Here's one. This website is a good example of how websites used to look, long ago. Words and pictures and things were just stuck on the page one after another. Pictures were small. Nothing gave the visitor any indication about how to move through the site. People in those days expected to have to spend time figuring out what was going on with a website, and to have to read everything in order to find the information they sought.
In some ways, websites were like things on paper, in those days, but they wouldn't really have made nice brochures or anything. They were more like classroom handouts. It was kind of cool if there were pictures at all.
This site was also built in an old-fashioned way. Web designers in those days used the techniques developed for making tables of information, to sort of put things approximately where they wanted them to be, and it sort of works on some people's browsers.
Again, it was kind of cool, in those days, to be able to do anything besides just making a black and white page of text.
We are way beyond that now.

Here's the new website Shan Pesaru of Sharp Hue and I worked with owners Eric and Cindy Studer to build for The Retreat at Sky Ridge.
Obviously, the new site looks more attractive than the old one. But notice the ways in which it works better:
- The name of the place is in the top left hand corner, where people who read English naturally look to begin getting information from a page, and it's large and different enough to work as a title. The old site had the name (the former name) in that place as well, but it wasn't visually distinct from the rest of the page.

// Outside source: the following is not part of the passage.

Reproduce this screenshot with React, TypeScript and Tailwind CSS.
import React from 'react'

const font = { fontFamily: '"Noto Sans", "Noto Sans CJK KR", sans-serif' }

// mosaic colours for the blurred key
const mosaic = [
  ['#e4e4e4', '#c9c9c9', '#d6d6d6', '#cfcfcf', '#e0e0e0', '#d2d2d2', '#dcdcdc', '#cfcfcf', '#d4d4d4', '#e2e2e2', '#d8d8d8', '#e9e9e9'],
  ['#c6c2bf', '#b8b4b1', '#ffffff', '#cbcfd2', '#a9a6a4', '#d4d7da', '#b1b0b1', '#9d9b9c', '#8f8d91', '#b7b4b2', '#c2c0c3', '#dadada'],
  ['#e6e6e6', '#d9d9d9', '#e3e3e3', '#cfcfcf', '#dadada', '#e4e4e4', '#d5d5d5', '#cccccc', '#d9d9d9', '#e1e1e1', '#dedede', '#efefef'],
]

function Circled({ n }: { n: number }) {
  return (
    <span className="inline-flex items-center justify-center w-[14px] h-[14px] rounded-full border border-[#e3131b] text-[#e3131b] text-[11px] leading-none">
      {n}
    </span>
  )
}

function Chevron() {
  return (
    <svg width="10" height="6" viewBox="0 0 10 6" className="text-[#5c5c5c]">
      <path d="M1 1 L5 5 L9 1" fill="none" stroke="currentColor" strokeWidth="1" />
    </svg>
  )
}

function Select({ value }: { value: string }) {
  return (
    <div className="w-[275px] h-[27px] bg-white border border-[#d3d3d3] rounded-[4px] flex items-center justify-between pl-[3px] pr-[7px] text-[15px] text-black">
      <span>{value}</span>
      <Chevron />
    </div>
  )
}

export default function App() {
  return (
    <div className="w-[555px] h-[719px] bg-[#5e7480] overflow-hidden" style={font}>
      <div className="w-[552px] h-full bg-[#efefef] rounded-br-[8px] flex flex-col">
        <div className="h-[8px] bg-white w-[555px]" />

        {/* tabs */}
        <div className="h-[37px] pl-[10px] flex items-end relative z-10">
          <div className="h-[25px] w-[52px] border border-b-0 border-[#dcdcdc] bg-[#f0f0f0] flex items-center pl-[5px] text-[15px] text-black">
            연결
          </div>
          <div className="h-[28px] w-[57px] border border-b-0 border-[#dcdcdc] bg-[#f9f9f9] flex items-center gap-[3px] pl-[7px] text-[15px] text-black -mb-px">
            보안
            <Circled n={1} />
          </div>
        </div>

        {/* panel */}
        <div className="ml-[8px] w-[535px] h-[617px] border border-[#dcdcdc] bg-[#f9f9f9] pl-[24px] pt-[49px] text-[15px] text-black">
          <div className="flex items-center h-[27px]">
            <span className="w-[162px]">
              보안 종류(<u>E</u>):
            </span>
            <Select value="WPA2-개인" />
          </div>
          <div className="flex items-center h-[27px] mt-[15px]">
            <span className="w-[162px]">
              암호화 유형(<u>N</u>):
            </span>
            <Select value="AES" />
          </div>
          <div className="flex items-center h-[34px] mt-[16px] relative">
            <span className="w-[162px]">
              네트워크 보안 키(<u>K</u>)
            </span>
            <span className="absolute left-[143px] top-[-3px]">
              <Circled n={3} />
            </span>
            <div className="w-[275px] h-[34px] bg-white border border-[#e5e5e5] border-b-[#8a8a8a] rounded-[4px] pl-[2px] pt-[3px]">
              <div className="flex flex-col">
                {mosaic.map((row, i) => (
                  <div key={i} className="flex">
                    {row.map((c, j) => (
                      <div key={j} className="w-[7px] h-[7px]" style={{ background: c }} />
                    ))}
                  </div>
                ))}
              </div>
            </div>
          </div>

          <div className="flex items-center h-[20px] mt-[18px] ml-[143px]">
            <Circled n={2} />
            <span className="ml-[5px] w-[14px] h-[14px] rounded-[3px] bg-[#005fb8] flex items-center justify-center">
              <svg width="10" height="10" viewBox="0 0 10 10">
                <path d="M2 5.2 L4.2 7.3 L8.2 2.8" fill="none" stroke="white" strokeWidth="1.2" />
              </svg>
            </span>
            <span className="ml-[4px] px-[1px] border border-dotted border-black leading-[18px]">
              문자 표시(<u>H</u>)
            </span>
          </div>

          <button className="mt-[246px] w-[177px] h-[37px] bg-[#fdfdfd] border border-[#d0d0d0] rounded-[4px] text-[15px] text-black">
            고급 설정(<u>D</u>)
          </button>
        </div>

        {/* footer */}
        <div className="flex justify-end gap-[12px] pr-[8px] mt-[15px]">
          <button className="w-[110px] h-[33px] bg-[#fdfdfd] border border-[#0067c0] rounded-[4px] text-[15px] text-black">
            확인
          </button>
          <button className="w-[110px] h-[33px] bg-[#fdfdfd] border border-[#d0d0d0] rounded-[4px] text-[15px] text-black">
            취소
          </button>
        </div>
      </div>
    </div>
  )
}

- The navigation is obvious. It's in the place where people expect to see it, it looks like navigation, and the colors change on mouseover (the mouse, in the screenshot, is over "Contact") to help visitors find their way.

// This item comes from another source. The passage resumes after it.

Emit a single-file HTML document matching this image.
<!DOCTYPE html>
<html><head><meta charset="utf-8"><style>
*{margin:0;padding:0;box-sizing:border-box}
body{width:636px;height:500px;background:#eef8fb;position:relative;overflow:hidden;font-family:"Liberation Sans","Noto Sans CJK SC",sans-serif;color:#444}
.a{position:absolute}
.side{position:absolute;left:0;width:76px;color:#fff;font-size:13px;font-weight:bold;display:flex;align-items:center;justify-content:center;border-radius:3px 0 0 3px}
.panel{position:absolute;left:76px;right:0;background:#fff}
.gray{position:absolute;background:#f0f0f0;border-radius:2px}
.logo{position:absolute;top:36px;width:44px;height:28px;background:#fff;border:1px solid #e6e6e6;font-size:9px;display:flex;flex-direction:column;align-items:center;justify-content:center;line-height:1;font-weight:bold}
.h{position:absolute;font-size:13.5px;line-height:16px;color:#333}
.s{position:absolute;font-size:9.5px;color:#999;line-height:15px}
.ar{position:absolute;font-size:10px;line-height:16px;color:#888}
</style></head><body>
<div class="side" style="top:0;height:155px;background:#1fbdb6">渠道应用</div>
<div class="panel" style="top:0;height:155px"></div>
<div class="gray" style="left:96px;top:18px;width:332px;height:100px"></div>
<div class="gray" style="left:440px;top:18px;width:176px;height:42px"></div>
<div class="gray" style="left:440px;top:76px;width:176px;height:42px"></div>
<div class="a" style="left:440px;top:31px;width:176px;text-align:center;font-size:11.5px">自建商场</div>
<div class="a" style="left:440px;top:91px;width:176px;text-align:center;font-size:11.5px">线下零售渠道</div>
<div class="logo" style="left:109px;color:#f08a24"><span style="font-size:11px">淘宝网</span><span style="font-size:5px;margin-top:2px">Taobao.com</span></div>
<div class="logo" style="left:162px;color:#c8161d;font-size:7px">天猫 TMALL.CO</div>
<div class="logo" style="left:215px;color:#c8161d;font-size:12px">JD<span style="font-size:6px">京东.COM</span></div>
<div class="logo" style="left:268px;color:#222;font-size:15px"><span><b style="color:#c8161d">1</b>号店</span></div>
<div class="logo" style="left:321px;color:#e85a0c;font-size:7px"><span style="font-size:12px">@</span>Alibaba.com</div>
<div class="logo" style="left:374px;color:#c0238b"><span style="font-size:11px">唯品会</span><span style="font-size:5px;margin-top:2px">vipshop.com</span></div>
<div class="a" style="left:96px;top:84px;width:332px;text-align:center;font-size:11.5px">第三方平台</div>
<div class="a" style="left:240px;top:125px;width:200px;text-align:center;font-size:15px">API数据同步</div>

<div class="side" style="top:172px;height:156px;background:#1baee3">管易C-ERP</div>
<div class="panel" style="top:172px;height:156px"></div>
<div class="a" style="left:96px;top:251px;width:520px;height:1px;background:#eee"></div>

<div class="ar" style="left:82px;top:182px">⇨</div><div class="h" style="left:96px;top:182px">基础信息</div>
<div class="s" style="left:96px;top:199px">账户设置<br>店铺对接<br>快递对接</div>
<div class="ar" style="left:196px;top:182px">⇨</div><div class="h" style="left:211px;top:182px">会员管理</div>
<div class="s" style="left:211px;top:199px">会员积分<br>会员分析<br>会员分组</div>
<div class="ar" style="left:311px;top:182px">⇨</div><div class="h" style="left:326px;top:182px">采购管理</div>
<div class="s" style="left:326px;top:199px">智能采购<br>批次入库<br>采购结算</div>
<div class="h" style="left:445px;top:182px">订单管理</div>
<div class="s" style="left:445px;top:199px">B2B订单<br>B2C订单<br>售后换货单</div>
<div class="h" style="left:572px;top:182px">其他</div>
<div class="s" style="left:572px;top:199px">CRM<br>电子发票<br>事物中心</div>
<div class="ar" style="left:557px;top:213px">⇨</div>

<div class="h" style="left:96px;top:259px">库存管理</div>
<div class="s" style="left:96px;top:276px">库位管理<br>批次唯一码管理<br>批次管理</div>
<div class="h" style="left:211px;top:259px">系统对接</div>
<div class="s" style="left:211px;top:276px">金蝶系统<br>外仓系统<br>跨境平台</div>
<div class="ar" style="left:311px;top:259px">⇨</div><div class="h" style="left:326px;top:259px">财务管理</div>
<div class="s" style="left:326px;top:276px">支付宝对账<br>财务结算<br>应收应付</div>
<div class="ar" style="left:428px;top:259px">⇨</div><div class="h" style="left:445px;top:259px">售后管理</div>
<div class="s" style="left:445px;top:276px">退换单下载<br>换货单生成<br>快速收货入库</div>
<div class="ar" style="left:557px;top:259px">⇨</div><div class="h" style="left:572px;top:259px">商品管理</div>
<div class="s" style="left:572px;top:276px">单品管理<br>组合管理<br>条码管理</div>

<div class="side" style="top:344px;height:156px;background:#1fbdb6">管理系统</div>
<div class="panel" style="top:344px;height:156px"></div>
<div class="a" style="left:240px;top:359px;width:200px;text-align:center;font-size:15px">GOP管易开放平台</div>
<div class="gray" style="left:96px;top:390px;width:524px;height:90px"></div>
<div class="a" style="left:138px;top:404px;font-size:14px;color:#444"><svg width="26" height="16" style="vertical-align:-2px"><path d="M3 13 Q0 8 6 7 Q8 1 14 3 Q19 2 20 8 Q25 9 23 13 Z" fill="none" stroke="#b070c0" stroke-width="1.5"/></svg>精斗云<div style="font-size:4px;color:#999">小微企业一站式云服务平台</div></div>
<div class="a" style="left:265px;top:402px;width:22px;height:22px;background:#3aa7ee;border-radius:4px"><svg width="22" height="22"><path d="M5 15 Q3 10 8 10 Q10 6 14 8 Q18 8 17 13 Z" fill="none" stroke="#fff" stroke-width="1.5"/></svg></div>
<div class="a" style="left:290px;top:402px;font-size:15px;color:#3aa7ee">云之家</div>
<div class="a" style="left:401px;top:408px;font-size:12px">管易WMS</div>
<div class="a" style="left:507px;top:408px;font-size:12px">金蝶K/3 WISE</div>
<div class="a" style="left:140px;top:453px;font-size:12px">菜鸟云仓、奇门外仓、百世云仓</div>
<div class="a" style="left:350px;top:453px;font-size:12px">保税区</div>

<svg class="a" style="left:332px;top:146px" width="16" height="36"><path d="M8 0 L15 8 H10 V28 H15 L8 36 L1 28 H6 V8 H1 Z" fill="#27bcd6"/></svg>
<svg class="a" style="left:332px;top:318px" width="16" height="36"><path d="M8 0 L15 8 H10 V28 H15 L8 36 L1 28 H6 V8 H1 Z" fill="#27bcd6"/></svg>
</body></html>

- There are clear calls to action. If the visitors are ready to book their stay at The Retreat, they can do that. If they want to get on the mailing list for special offers, they can do that too. Getting the contact info to make a call is easy.

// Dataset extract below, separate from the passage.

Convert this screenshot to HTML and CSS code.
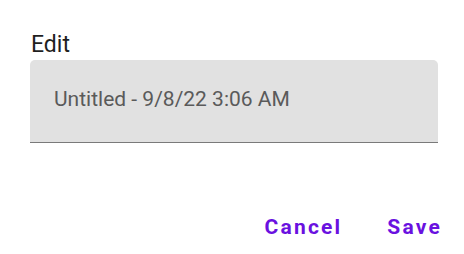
FILE: index.html
```html
<!DOCTYPE html>
<html>
<head>
<meta charset="utf-8">
<link rel="stylesheet" href="styles.css">
</head>
<body>
<div class="dialog">
  <div class="title">Edit</div>
  <div class="field">
    <span class="value">Untitled - 9/8/22 3:06 AM</span>
  </div>
  <div class="actions">
    <span class="btn">Cancel</span>
    <span class="btn">Save</span>
  </div>
</div>
</body>
</html>
```
FILE: styles.css
```css
html, body {
  margin: 0;
  padding: 0;
  background: #ffffff;
}
body {
  width: 464px;
  height: 254px;
  overflow: hidden;
  font-family: Roboto, "Noto Sans", sans-serif;
}
.dialog {
  padding: 31px 22px 0 30px;
  display: flex;
  flex-direction: column;
}
.title {
  font-size: 23px;
  line-height: 27px;
  color: #1f1f1f;
  margin-left: 1px;
}
.field {
  margin-top: 2px;
  margin-right: 4px;
  background: #e1e1e1;
  border-radius: 5px 5px 0 0;
  border-bottom: 1px solid #7a7a7a;
  display: flex;
  align-items: center;
  padding-left: 24px;
  padding-bottom: 4px;
  box-sizing: border-box;
  height: 83px;
}
.value {
  font-size: 21px;
  color: #5a5a5a;
}
.actions {
  display: flex;
  justify-content: flex-end;
  gap: 45px;
  margin-top: 72px;
}
.btn {
  font-size: 21px;
  font-weight: 700;
  letter-spacing: 2.2px;
  color: #6a11e0;
}
```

- The site is built to modern standards. You can't see this in a screen shot, but it makes a big difference. As time goes on, old-fashioned kinds of website construction work less and less well, and before long they simply won't work at all. Trying to maintain a web site built with outdated methods is sort of like clinging to cassette tapes. It's only a matter of time.
But you may not realize that you have an old-fashioned page. The first time I heard my son talk about what astronauts did "in the olden days," I experienced some cognitive dissonance. To me, the terms "olden days" and "astronauts" didn't go together. I'm old enough to think of astronauts as kind of new by definition, and "olden days" as something that goes with maybe cowboys or knights in armor.
If you have an old-fashioned web page, then you might be used to it. You might not realize that modern users of the internet are going to look at a page like the "before" picture here and feel confused. Is that the homepage? Where are they supposed to go? What company is this, and what do they offer?
Highly-motivated visitors may search around to find the information which is after all, there somewhere. Most visitors, though, will spend a few seconds at this page and then return to the search engine results page whence they came, and go somewhere easier to understand.
I should add that I sometimes see quite new websites which have been built in old-fashioned ways, with old-fashioned designs. This is really sad. If you have one of those, then you've got the negatives of an old website without any of the positives. It's a bit heartbreaking to say "I realize you just had this built a month ago, but you know all that money you think you saved by having your cousin do it for you? It's an illusion."
If your website looks like the "before" picture here, you really have to have a redesign.